*** The input ***
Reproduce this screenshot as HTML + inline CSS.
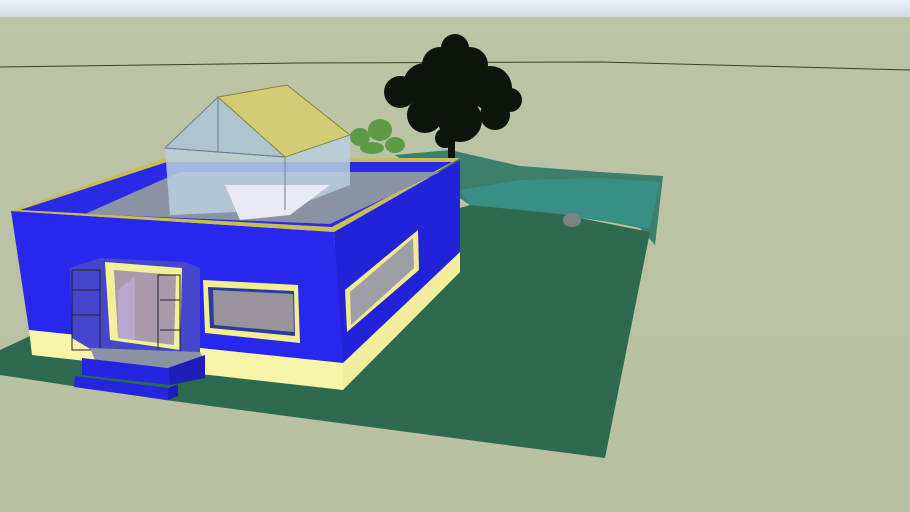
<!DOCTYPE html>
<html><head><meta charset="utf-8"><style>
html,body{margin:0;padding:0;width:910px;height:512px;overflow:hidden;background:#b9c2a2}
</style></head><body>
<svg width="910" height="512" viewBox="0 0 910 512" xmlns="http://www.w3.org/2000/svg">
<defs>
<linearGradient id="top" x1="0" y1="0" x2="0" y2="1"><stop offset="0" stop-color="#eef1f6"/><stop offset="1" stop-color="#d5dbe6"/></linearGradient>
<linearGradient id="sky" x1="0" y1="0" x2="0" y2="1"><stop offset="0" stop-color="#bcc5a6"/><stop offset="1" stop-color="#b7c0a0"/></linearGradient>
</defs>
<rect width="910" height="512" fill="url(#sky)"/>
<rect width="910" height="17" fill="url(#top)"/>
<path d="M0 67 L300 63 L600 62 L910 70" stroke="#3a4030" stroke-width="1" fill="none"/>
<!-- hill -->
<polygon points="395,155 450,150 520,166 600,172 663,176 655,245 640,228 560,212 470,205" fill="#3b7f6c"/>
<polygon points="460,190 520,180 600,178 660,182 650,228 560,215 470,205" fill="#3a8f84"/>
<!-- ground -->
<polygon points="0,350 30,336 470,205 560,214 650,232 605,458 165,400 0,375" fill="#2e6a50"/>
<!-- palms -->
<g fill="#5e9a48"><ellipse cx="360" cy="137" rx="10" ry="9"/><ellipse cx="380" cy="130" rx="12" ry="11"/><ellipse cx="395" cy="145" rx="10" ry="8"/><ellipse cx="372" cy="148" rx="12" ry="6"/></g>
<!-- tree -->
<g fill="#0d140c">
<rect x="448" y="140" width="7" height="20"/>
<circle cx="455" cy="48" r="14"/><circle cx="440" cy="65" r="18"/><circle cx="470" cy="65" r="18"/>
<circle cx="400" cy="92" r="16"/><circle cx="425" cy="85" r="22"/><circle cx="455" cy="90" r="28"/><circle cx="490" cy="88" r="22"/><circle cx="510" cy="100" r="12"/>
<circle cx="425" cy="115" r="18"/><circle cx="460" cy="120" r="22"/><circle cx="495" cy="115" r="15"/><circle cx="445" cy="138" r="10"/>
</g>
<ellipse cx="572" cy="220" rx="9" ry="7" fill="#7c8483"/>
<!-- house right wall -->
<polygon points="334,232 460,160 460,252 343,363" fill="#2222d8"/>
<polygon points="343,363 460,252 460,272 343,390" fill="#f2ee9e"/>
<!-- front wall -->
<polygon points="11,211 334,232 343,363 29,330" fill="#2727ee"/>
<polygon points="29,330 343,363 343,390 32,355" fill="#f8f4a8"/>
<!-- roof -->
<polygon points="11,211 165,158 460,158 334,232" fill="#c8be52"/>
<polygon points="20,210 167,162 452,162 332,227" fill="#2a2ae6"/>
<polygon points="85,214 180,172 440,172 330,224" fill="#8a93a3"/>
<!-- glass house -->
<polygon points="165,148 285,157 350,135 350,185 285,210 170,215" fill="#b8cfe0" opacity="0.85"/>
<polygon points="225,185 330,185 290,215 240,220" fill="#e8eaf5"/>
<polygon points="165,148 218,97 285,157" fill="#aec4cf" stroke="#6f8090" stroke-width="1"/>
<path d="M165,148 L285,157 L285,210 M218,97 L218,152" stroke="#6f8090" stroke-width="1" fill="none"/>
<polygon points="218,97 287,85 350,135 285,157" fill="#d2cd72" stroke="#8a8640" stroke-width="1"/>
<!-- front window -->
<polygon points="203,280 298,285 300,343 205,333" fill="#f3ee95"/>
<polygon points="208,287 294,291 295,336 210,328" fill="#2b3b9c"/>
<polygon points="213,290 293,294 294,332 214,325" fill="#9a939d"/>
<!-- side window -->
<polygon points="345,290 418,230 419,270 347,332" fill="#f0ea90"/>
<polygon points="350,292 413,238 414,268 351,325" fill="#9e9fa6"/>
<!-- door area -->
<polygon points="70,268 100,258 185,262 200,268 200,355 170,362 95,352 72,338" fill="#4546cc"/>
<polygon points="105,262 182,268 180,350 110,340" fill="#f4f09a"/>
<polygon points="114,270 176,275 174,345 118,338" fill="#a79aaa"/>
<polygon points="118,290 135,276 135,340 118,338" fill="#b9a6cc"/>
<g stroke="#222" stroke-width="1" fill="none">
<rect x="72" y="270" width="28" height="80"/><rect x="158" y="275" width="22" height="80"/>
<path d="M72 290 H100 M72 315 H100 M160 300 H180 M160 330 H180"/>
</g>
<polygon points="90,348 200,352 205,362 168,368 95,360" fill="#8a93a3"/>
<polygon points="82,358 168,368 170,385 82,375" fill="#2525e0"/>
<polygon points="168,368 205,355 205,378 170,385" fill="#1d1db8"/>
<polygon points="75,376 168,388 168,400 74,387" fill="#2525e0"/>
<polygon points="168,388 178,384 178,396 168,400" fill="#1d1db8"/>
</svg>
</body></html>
***
*** The input ***
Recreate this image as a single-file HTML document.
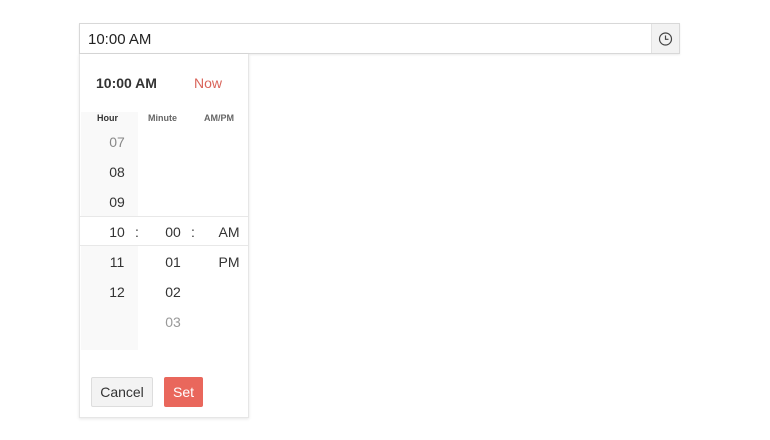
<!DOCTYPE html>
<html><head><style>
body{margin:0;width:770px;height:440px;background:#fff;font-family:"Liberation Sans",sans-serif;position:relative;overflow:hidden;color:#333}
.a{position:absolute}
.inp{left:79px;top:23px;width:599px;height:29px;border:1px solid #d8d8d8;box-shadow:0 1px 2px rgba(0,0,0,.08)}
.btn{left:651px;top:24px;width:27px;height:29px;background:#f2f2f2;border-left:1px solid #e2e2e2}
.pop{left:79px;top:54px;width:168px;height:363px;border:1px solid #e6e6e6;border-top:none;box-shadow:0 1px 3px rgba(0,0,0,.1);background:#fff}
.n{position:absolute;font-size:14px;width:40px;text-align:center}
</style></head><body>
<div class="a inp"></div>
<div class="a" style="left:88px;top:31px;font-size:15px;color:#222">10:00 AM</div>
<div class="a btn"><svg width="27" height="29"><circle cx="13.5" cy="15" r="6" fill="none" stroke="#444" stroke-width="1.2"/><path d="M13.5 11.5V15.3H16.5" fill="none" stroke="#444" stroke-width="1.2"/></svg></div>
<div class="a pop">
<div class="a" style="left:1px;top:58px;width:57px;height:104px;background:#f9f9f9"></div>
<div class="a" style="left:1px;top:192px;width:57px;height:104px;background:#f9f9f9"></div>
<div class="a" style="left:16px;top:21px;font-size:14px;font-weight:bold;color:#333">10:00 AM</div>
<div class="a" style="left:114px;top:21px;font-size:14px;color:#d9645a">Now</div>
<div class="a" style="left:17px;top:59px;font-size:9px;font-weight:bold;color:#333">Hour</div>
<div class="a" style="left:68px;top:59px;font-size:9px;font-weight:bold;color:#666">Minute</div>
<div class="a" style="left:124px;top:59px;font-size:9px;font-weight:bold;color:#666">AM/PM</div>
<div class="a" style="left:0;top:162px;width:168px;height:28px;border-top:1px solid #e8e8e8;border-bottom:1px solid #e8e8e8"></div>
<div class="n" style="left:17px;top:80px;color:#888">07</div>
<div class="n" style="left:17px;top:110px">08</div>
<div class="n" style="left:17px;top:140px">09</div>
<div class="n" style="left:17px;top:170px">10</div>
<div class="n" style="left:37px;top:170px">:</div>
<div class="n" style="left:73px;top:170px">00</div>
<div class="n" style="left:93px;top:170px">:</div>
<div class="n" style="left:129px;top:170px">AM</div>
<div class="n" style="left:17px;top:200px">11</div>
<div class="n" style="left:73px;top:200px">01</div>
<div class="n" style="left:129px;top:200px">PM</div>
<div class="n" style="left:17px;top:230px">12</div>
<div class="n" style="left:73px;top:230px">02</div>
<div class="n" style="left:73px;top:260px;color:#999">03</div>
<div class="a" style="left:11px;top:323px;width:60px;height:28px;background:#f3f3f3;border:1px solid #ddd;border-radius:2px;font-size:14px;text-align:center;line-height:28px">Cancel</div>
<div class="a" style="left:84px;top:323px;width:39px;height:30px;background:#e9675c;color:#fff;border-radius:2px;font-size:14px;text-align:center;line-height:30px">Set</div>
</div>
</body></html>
***
■ Exercise goal: Select, from the listing, all lines that include the word "this".

■ Final result:
Reproduce this screenshot as HTML + inline CSS.
Recreate this image as a single-file HTML document.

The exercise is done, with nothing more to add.